A device used to induce transition from laminar to turbulent flow for a better flow over an object like a sphere

No-slip condition

Fluid particles at a solid surface have zero velocity.

Laminar Boundary Layer

Smooth, parallel fluid flow at low Reynolds numbers.

Turbulent Boundary Layer

Chaotic, irregular flow with eddies, high Reynolds numbers.

Reynolds Number

Ratio of inertial forces to viscous forces.

Boundary Layer Thickness

Increases farther from the leading edge.

Study Notes

Boundary Layer Separation

• A boundary layer forms around a solid object in a flowing fluid.
• Velocity within the boundary layer increases from zero at the surface to the free-stream velocity.
• Boundary layer thickness increases along the object's length.
• Friction at the surface slows down fluid, reducing kinetic energy.
• Momentum exchange recovers this energy.
• Separation occurs when the boundary layer detaches from the surface, potentially leading to backflow and energy loss.
• The point where this happens is called the separation point.

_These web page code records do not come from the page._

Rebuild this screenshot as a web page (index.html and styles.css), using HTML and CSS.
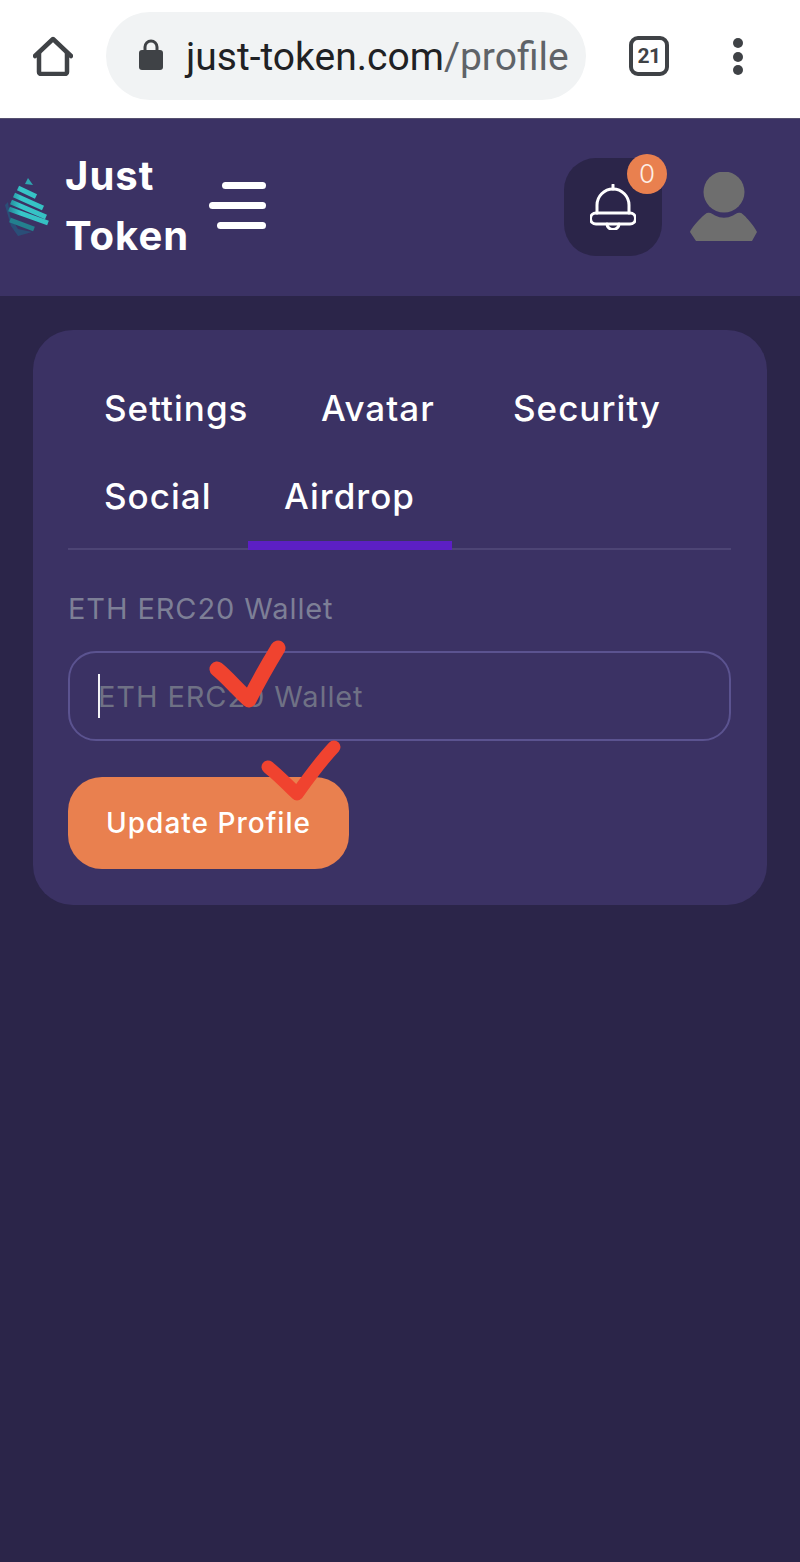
FILE: index.html
```html
<!DOCTYPE html>
<html lang="en">
<head>
<meta charset="utf-8">
<title>Just Token - Profile</title>
<link rel="stylesheet" href="styles.css">
</head>
<body>
<div class="browser-bar">
  <svg class="home-icon" width="40" height="40" viewBox="0 0 40 40" fill="none" stroke="#3f4246" stroke-width="4.500" stroke-linejoin="round" stroke-linecap="round"><path d="M2 20 20 3l18 17"/><path d="M6 17v19a2 2 0 0 0 2 2h24a2 2 0 0 0 2-2V17"/></svg>
  <div class="url-pill">
    <svg class="lock-icon" width="26" height="32" viewBox="0 0 26 32"><path d="M7 13V8a6 6 0 0 1 12 0v5" fill="none" stroke="#3f4246" stroke-width="3"/><rect x="1" y="11" width="24" height="20" rx="3" fill="#3f4246"/></svg>
    <div class="url-text">just-token.com<span class="url-path">/profile</span></div>
  </div>
  <div class="tab-count">21</div>
  <div class="kebab"><i></i><i></i><i></i></div>
</div>

<header class="site-header">
  <svg class="logo" width="46" height="58" viewBox="0 0 46 58" fill="none" stroke-width="5">
    <defs>
      <linearGradient id="stripe" x1="0" y1="0" x2="1" y2="0">
        <stop offset="0" stop-color="#23899a"/>
        <stop offset=".3" stop-color="#37c6c9"/>
        <stop offset="1" stop-color="#35c0c2"/>
      </linearGradient>
    </defs>
    <path d="M24 0l5 7-8-1z" fill="#2fa6b0"/>
    <path d="M1 27l6 21 7 10 14-4-14-3-8-13-2-14z" fill="#245a80" opacity=".7"/>
    <path d="M14 10l18 8.500M10 17l29 13M7 24l35 15M5 31l39 14" stroke="url(#stripe)"/>
    <path d="M6 42l24 9" stroke="#23808e"/>
  </svg>
  <div class="brand">Just<br>Token</div>
  <div class="burger"><i class="b1"></i><i class="b2"></i><i class="b3"></i></div>
  <div class="header-right">
    <div class="bell-box">
      <svg width="46" height="46" viewBox="0 0 46 46" fill="none" stroke="#fff" stroke-width="3" stroke-linejoin="round" stroke-linecap="round"><path d="M23 1v4"/><path d="M7 29v-8a16 16 0 0 1 32 0v8"/><path d="M6 29h34a5.500 5.500 0 0 1 0 11H6a5.500 5.500 0 0 1 0-11z"/><path d="M17 40a6 5.500 0 0 0 12 0"/></svg>
      <span class="badge">0</span>
    </div>
    <svg class="avatar" width="68" height="70" viewBox="0 0 68 70" fill="#6e6e6e"><circle cx="34" cy="20" r="20.500"/><path d="M17 41c4-1 5 1 8 2.500a20 20 0 0 0 18 0c3-1.500 4-3.500 8-2.500 3 1 14 14 16 19l-5 9H6l-6-9c2-5 14-18 17-19z"/></svg>
  </div>
</header>

<main class="content">
  <section class="card">
    <nav class="tabs">
      <a class="tab tab-settings">Settings</a>
      <a class="tab tab-avatar">Avatar</a>
      <a class="tab">Security</a>
      <a class="tab tab-social">Social</a>
      <a class="tab tab-airdrop active">Airdrop</a>
    </nav>
    <label class="field-label">ETH ERC20 Wallet</label>
    <div class="input"><span class="caret"></span><span class="placeholder">ETH ERC20 Wallet</span></div>
    <button class="btn">Update Profile</button>
  </section>
</main>

<svg class="marks" width="800" height="820" viewBox="0 0 800 820" fill="none" stroke="#f0432f" stroke-width="15" stroke-linecap="round" stroke-linejoin="round">
  <path d="M217 669c9 7 20 20 32 31 8-16 18-34 29-52"/>
  <path class="mark-thin" d="M268 767c9 7 19 17 29 27 10-14 22-31 37-47"/>
</svg>
</body>
</html>
```
FILE: styles.css
```css
* { box-sizing: border-box; }
html, body { margin: 0; padding: 0; }
body {
  position: relative;
  width: 800px;
  min-height: 1562px;
  background: #2b2549;
  font-family: "Inter", "Liberation Sans", sans-serif;
  color: #fff;
  overflow: hidden;
}

/* browser chrome */
.browser-bar {
  height: 119px;
  background: #fff;
  border-bottom: 1px solid #55506f;
  display: flex;
  align-items: flex-start;
  padding: 12px 0 0 33px;
}
.home-icon { margin-top: 24px; flex: none; }
.url-pill {
  margin-left: 33px;
  width: 480px;
  height: 88px;
  border-radius: 44px;
  background: #f1f3f4;
  display: flex;
  align-items: center;
  padding-left: 32px;
  flex: none;
}
.lock-icon { flex: none; margin-top: -3px; }
.url-text {
  margin-left: 22px;
  white-space: nowrap;
  font-family: "Roboto", sans-serif;
  font-size: 39px;
  color: #202124;
  margin-top: 2px;
}
.url-path { color: #5f6368; }
.tab-count {
  margin: 24px 0 0 43px;
  width: 40px;
  height: 40px;
  border: 4px solid #3f4246;
  border-radius: 9px;
  font-family: "Roboto", sans-serif;
  font-weight: 700;
  font-size: 21px;
  letter-spacing: -0.5px;
  color: #3f4246;
  display: flex;
  align-items: center;
  justify-content: center;
  flex: none;
}
.kebab {
  margin: 26px 0 0 64px;
  display: flex;
  flex-direction: column;
  gap: 3.500px;
}
.kebab i {
  display: block;
  width: 10px;
  height: 10px;
  border-radius: 50%;
  background: #3f4246;
}

/* site header */
.site-header {
  height: 177px;
  background: #3b3264;
  display: flex;
  align-items: center;
  padding: 0 0 2px 4px;
}
.logo { flex: none; }
.brand {
  margin: -1px 0 0 15px;
  font-weight: 700;
  font-size: 40px;
  letter-spacing: 1px;
  line-height: 60px;
  width: 144px;
  flex: none;
}
.burger {
  margin: -2px 0 0 0;
  width: 57px;
  display: flex;
  flex-direction: column;
  align-items: flex-end;
  gap: 13px;
  flex: none;
}
.burger i { display: block; height: 7px; border-radius: 4px; background: #fff; }
.b1 { width: 44px; }
.b2 { width: 57px; }
.b3 { width: 49px; }
.header-right {
  margin-left: auto;
  padding-right: 42px;
  display: flex;
  align-items: center;
  gap: 28px;
}
.bell-box {
  position: relative;
  width: 98px;
  height: 98px;
  border-radius: 32px;
  background: #2b2549;
  display: flex;
  align-items: center;
  justify-content: center;
}
.badge {
  position: absolute;
  top: -4px;
  right: -5px;
  width: 40px;
  height: 40px;
  border-radius: 50%;
  background: #e9804f;
  color: #fdeee6;
  font-size: 26px;
  font-weight: 300;
  display: flex;
  align-items: center;
  justify-content: center;
}
.avatar { flex: none; }

/* profile card */
.content { padding: 34px 33px 0; }
.card {
  height: 575px;
  background: #3b3264;
  border-radius: 40px;
  padding: 35px 36px 0 35px;
}
.tabs {
  display: flex;
  flex-wrap: wrap;
  border-bottom: 2px solid #4d4575;
  height: 185px;
  align-content: flex-start;
}
.tab {
  position: relative;
  height: 87.500px;
  padding: 0 36px;
  font-size: 35px;
  font-weight: 500;
  letter-spacing: 1px;
  line-height: 86px;
}
.tab-settings { width: 217px; }
.tab-avatar { width: 192px; }
.tab-social { width: 180px; }
.tab-airdrop { width: 204px; }
.tab.active::after {
  content: "";
  position: absolute;
  left: 0;
  right: 0;
  bottom: -10px;
  height: 9px;
  background: #5c1fc4;
}
.field-label {
  display: block;
  margin-top: 37px;
  font-size: 29px;
  letter-spacing: 0.9px;
  line-height: 44px;
  color: #7d7f96;
}
.input {
  margin-top: 20px;
  height: 90px;
  border: 2px solid #5b5390;
  border-radius: 28px;
  display: flex;
  align-items: center;
  padding-left: 28px;
}
.caret { width: 2px; height: 44px; background: #f2f2f6; flex: none; }
.placeholder { margin-left: -2px; font-size: 29px; letter-spacing: 0.9px; color: #6f7185; }
.btn {
  display: block;
  margin-top: 36px;
  width: 281px;
  height: 92px;
  border: 0;
  border-radius: 34px;
  background: #e9804f;
  color: #fff;
  font-family: inherit;
  font-size: 28px;
  letter-spacing: 1px;
  font-weight: 500;
}

/* hand-drawn annotations over the form */
.marks { position: absolute; left: 0; top: 0; pointer-events: none; }
.mark-thin { stroke-width: 13; }
```
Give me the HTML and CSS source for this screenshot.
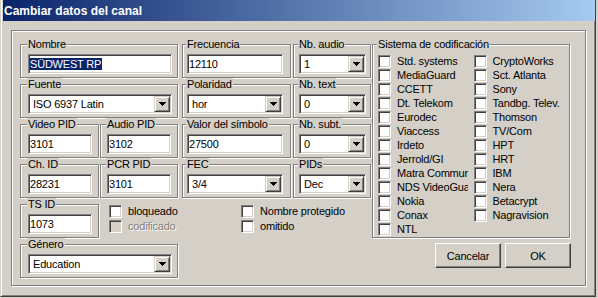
FILE: index.html
```html
<!DOCTYPE html>
<html lang="es">
<head>
<meta charset="utf-8">
<title>Cambiar datos del canal</title>
<link rel="stylesheet" href="styles.css">
</head>
<body>
<div class="window">
  <div class="titlebar">Cambiar datos del canal</div>
  <div class="client">
    <div class="frame">
      <div class="fields">
        <div class="group pa c-ab r1"><span class="lbl">Nombre</span><div class="edit w-wide"><span class="sel">SÜDWEST RP</span></div></div>
        <div class="group pc c-c r1"><span class="lbl">Frecuencia</span><div class="edit w-c">12110</div></div>
        <div class="group pd c-d r1"><span class="lbl">Nb. audio</span><div class="combo w-d"><span class="ctext">1</span><span class="cbtn"><svg width="7" height="4" viewBox="0 0 7 4"><rect x="0" y="0" width="7" height="1"/><rect x="1" y="1" width="5" height="1"/><rect x="2" y="2" width="3" height="1"/><rect x="3" y="3" width="1" height="1"/></svg></span></div></div>

        <div class="group pa c-ab r2"><span class="lbl">Fuente</span><div class="combo w-wide"><span class="ctext">ISO 6937 Latin</span><span class="cbtn"><svg width="7" height="4" viewBox="0 0 7 4"><rect x="0" y="0" width="7" height="1"/><rect x="1" y="1" width="5" height="1"/><rect x="2" y="2" width="3" height="1"/><rect x="3" y="3" width="1" height="1"/></svg></span></div></div>
        <div class="group pc c-c r2"><span class="lbl">Polaridad</span><div class="combo w-c"><span class="ctext">hor</span><span class="cbtn"><svg width="7" height="4" viewBox="0 0 7 4"><rect x="0" y="0" width="7" height="1"/><rect x="1" y="1" width="5" height="1"/><rect x="2" y="2" width="3" height="1"/><rect x="3" y="3" width="1" height="1"/></svg></span></div></div>
        <div class="group pd c-d r2"><span class="lbl">Nb. text</span><div class="combo w-d"><span class="ctext">0</span><span class="cbtn"><svg width="7" height="4" viewBox="0 0 7 4"><rect x="0" y="0" width="7" height="1"/><rect x="1" y="1" width="5" height="1"/><rect x="2" y="2" width="3" height="1"/><rect x="3" y="3" width="1" height="1"/></svg></span></div></div>

        <div class="group pa c-a r3"><span class="lbl">Video PID</span><div class="edit w-pid">3101</div></div>
        <div class="group pb c-b r3"><span class="lbl">Audio PID</span><div class="edit w-pid">3102</div></div>
        <div class="group pc c-c r3"><span class="lbl">Valor del símbolo</span><div class="edit w-c">27500</div></div>
        <div class="group pd c-d r3"><span class="lbl">Nb. subt.</span><div class="combo w-d"><span class="ctext">0</span><span class="cbtn"><svg width="7" height="4" viewBox="0 0 7 4"><rect x="0" y="0" width="7" height="1"/><rect x="1" y="1" width="5" height="1"/><rect x="2" y="2" width="3" height="1"/><rect x="3" y="3" width="1" height="1"/></svg></span></div></div>

        <div class="group pa c-a r4"><span class="lbl">Ch. ID</span><div class="edit w-pid">28231</div></div>
        <div class="group pb c-b r4"><span class="lbl">PCR PID</span><div class="edit w-pid">3101</div></div>
        <div class="group pc c-c r4"><span class="lbl">FEC</span><div class="combo w-c"><span class="ctext">3/4</span><span class="cbtn"><svg width="7" height="4" viewBox="0 0 7 4"><rect x="0" y="0" width="7" height="1"/><rect x="1" y="1" width="5" height="1"/><rect x="2" y="2" width="3" height="1"/><rect x="3" y="3" width="1" height="1"/></svg></span></div></div>
        <div class="group pd c-d r4"><span class="lbl">PIDs</span><div class="combo w-d"><span class="ctext">Dec</span><span class="cbtn"><svg width="7" height="4" viewBox="0 0 7 4"><rect x="0" y="0" width="7" height="1"/><rect x="1" y="1" width="5" height="1"/><rect x="2" y="2" width="3" height="1"/><rect x="3" y="3" width="1" height="1"/></svg></span></div></div>

        <div class="group pa c-a r5"><span class="lbl">TS ID</span><div class="edit w-pid">1073</div></div>
        <div class="checks checks-b c-b r5">
          <div class="chk tall"><span class="cb"></span><span class="ct">bloqueado</span></div>
          <div class="chk tall dis"><span class="cb"></span><span class="ct">codificado</span></div>
        </div>
        <div class="checks checks-c c-cd r5">
          <div class="chk tall"><span class="cb"></span><span class="ct">Nombre protegido</span></div>
          <div class="chk tall"><span class="cb"></span><span class="ct">omitido</span></div>
        </div>

        <div class="group pa c-ab r6"><span class="lbl">Género</span><div class="combo w-wide"><span class="ctext">Education</span><span class="cbtn"><svg width="7" height="4" viewBox="0 0 7 4"><rect x="0" y="0" width="7" height="1"/><rect x="1" y="1" width="5" height="1"/><rect x="2" y="2" width="3" height="1"/><rect x="3" y="3" width="1" height="1"/></svg></span></div></div>
      </div>

      <div class="side">
        <div class="group sistema"><span class="lbl">Sistema de codificación</span>
          <div class="scol">
            <div class="chk"><span class="cb"></span><span class="ct">Std. systems</span></div>
            <div class="chk"><span class="cb"></span><span class="ct">MediaGuard</span></div>
            <div class="chk"><span class="cb"></span><span class="ct">CCETT</span></div>
            <div class="chk"><span class="cb"></span><span class="ct">Dt. Telekom</span></div>
            <div class="chk"><span class="cb"></span><span class="ct">Eurodec</span></div>
            <div class="chk"><span class="cb"></span><span class="ct">Viaccess</span></div>
            <div class="chk"><span class="cb"></span><span class="ct">Irdeto</span></div>
            <div class="chk"><span class="cb"></span><span class="ct">Jerrold/GI</span></div>
            <div class="chk"><span class="cb"></span><span class="ct clip">Matra Commun</span></div>
            <div class="chk"><span class="cb"></span><span class="ct clip">NDS VideoGua</span></div>
            <div class="chk"><span class="cb"></span><span class="ct">Nokia</span></div>
            <div class="chk"><span class="cb"></span><span class="ct">Conax</span></div>
            <div class="chk"><span class="cb"></span><span class="ct">NTL</span></div>
          </div>
          <div class="scol">
            <div class="chk"><span class="cb"></span><span class="ct">CryptoWorks</span></div>
            <div class="chk"><span class="cb"></span><span class="ct">Sct. Atlanta</span></div>
            <div class="chk"><span class="cb"></span><span class="ct">Sony</span></div>
            <div class="chk"><span class="cb"></span><span class="ct">Tandbg. Telev.</span></div>
            <div class="chk"><span class="cb"></span><span class="ct">Thomson</span></div>
            <div class="chk"><span class="cb"></span><span class="ct">TV/Com</span></div>
            <div class="chk"><span class="cb"></span><span class="ct">HPT</span></div>
            <div class="chk"><span class="cb"></span><span class="ct">HRT</span></div>
            <div class="chk"><span class="cb"></span><span class="ct">IBM</span></div>
            <div class="chk"><span class="cb"></span><span class="ct">Nera</span></div>
            <div class="chk"><span class="cb"></span><span class="ct">Betacrypt</span></div>
            <div class="chk"><span class="cb"></span><span class="ct">Nagravision</span></div>
          </div>
        </div>
        <div class="buttons">
          <button class="btn" type="button">Cancelar</button>
          <button class="btn" type="button">OK</button>
        </div>
      </div>
    </div>
  </div>
</div>
</body>
</html>
```

FILE: styles.css
```css
* { box-sizing: border-box; }
html, body { margin: 0; padding: 0; }
body {
  background: #d4d0c8;
  font-family: "Liberation Sans", Arial, sans-serif;
  font-size: 11px;
  letter-spacing: -0.2px;
  color: #000;
}

.window {
  width: 596px;
  height: 297px;
  border-left: 1px solid #d4d0c8;
  border-right: 1px solid #404040;
  border-bottom: 1px solid #404040;
  box-shadow: inset 1px 0 0 #fff, inset -1px -1px 0 #808080;
  padding: 0 0 0 2px;
  display: flex;
  flex-direction: column;
}

.titlebar {
  height: 21px;
  padding: 2px 0 0 1px;
  line-height: 19px;
  background: linear-gradient(to right, #0a246a, #a6caf0);
  color: #fff;
  font-weight: bold;
  font-size: 12px;
  letter-spacing: 0;
  white-space: nowrap;
}

.client { padding: 9px 0 0 8px; }

.frame {
  width: 575px;
  height: 256px;
  border: 1px solid #808080;
  box-shadow: inset 1px 1px 0 #fff, 1px 1px 0 #fff;
  padding: 13px 0 0 8px;
  display: flex;
  align-items: flex-start;
}

.fields {
  display: grid;
  grid-template-columns: 79px 1px 78px 4px 109px 2px 78px;
  grid-template-rows: repeat(6, 34px);
  row-gap: 6px;
}
.c-a { grid-column: 1; }
.c-b { grid-column: 3; }
.c-ab { grid-column: 1 / 4; }
.c-c { grid-column: 5; }
.c-d { grid-column: 7; }
.c-cd { grid-column: 5 / 8; }
.r1 { grid-row: 1; }
.r2 { grid-row: 2; }
.r3 { grid-row: 3; }
.r4 { grid-row: 4; }
.r5 { grid-row: 5; }
.r6 { grid-row: 6; }

.group {
  position: relative;
  border: 1px solid #808080;
  box-shadow: inset 1px 1px 0 #fff, 1px 1px 0 #fff;
  padding: 9px 0 0 var(--pl);
}
.pa { --pl: 7px; }
.pb { --pl: 6px; }
.pc { --pl: 4px; }
.pd { --pl: 5px; }

.lbl {
  position: absolute;
  top: -7px;
  left: calc(var(--pl) - 1px);
  padding: 0 1px;
  background: #d4d0c8;
  line-height: 13px;
  white-space: nowrap;
}

.edit, .combo {
  height: 20px;
  background: #fff;
  border: 1px solid;
  border-color: #808080 #fff #fff #808080;
  box-shadow: inset 1px 1px 0 #404040, inset -1px -1px 0 #d4d0c8;
  white-space: nowrap;
  overflow: hidden;
}
.edit {
  padding: 0 0 0 1px;
  line-height: 18px;
}
.sel { background: #0a246a; color: #fff; padding: 0 1px 0 0; }

.combo {
  display: flex;
  padding: 1px;
}
.ctext {
  flex: 1;
  padding-left: 3px;
  line-height: 16px;
  overflow: hidden;
}
.cbtn {
  flex: none;
  width: 16px;
  height: 16px;
  background: #d4d0c8;
  border: 1px solid;
  border-color: #d4d0c8 #404040 #404040 #d4d0c8;
  box-shadow: inset 1px 1px 0 #fff, inset -1px -1px 0 #808080;
  display: flex;
  align-items: center;
  justify-content: center;
}
.cbtn svg { display: block; fill: #000; }

.w-wide { width: 144px; }
.w-pid { width: 64px; }
.w-c { width: 96px; }
.w-d { width: 67px; }

.checks { display: flex; flex-direction: column; padding-top: 1px; }
.checks-b { padding-left: 9px; }
.checks-c { padding-left: 59px; }

.chk {
  display: flex;
  align-items: flex-start;
  gap: 6px;
  height: 14px;
  white-space: nowrap;
}
.chk.tall { height: 15px; }
.cb {
  flex: none;
  width: 13px;
  height: 13px;
  background: #fff;
  border: 1px solid;
  border-color: #808080 #fff #fff #808080;
  box-shadow: inset 1px 1px 0 #404040, inset -1px -1px 0 #d4d0c8;
}
.ct { line-height: 12px; }
.clip { display: block; width: 71px; overflow: hidden; }
.dis .cb { background: #d4d0c8; }
.dis .ct { color: #808080; text-shadow: 1px 1px 0 #fff; }

.side {
  margin-left: 1px;
  width: 199px;
  display: flex;
  flex-direction: column;
}
.sistema {
  --pl: 5px;
  width: 198px;
  height: 194px;
  padding: 10px 0 0 5px;
  display: flex;
}
.scol { width: 97px; display: flex; flex-direction: column; }

.buttons {
  margin-top: 5px;
  display: flex;
  justify-content: flex-end;
  gap: 4px;
}
.btn {
  width: 66px;
  height: 25px;
  padding: 0;
  margin: 0;
  background: #d4d0c8;
  border: 1px solid;
  border-color: #fff #404040 #404040 #fff;
  box-shadow: inset -1px -1px 0 #808080;
  border-radius: 0;
  font-family: inherit;
  font-size: 11px;
  letter-spacing: -0.2px;
  color: #000;
}
```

Preventing Boundary Layer Separation

• Separation is undesirable, causing energy loss and undesirable flow patterns.
• Methods to prevent separation include:
  • Suction of slower-moving fluid.
  • Energy input via a blower.
  • Modifications to wing designs (bypass).
  • Rotating the boundary layer in the flow direction.
  • Creating a slight divergence in diffusers.
  • Adding guide vanes in bends.
  • Introducing a trip wire in laminar flow (e.g., over a sphere).

Boundary Layer Types

• Laminar Boundary Layer:

  • Smooth, parallel flow.
  • Occurs at lower Reynolds numbers.
  • Lower skin friction.
  • Less stable; prone to transitioning to turbulent flow.

• Turbulent Boundary Layer:

  • Chaotic, irregular flow with eddies.
  • Occurs at higher Reynolds numbers.
  • Higher skin friction.
  • More stable; less prone to separation.

Transition from Laminar to Turbulent

• Factors affecting transition include:
  • Reynolds number (the ratio of inertial to viscous forces).
  • Surface roughness (rough surfaces promote turbulence).
  • Pressure gradient (adverse pressure gradients can lead to transition).